**Data shown:**

***

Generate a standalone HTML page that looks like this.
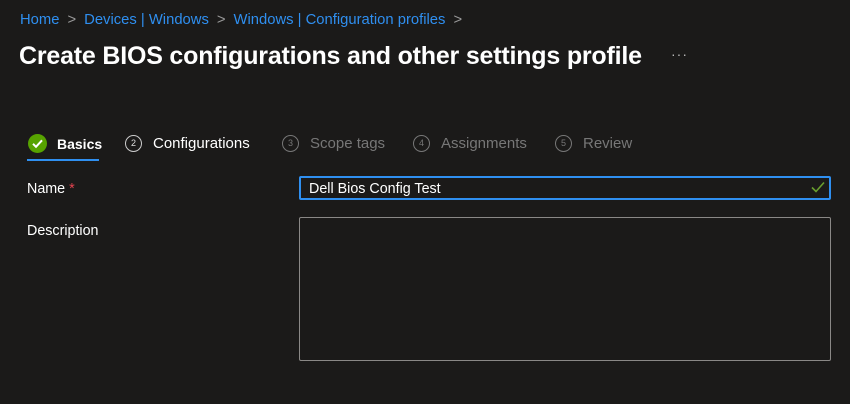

***

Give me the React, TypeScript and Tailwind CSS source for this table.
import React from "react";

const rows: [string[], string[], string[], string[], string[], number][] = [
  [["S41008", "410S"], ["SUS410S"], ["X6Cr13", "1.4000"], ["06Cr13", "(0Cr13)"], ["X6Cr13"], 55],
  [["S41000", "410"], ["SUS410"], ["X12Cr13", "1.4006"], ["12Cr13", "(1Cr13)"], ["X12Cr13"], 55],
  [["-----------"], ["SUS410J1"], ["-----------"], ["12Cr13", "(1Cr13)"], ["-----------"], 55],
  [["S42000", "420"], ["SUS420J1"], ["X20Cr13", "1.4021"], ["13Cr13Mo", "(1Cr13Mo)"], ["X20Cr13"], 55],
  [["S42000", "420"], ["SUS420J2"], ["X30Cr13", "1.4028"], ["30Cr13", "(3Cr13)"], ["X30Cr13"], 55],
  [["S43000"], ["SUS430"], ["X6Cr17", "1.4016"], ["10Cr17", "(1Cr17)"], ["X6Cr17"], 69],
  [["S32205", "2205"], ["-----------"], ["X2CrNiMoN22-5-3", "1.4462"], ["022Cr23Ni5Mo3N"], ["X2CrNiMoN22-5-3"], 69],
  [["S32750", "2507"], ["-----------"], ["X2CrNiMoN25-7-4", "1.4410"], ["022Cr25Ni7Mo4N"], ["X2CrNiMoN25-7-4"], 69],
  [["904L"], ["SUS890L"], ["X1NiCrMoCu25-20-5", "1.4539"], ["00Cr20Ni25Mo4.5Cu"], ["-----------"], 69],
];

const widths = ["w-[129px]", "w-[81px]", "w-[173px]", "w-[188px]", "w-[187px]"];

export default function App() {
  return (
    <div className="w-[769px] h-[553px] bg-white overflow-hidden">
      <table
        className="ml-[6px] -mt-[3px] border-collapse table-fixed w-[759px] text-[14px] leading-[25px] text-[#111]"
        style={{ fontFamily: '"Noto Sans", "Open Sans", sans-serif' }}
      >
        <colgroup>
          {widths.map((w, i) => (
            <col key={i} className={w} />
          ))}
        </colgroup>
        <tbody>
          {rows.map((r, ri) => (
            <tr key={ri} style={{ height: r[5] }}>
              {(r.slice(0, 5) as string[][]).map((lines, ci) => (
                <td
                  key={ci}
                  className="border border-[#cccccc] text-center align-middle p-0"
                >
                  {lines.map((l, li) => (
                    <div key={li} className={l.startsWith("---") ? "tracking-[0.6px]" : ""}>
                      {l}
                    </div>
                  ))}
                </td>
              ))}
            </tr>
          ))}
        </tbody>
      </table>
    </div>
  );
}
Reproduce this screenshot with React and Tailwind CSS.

***

**Requirements:**
Look through the entries and return every line where "table" appears.

**Response:**
Give me the React, TypeScript and Tailwind CSS source for this table.
      <table
        className="ml-[6px] -mt-[3px] border-collapse table-fixed w-[759px] text-[14px] leading-[25px] text-[#111]"
      </table>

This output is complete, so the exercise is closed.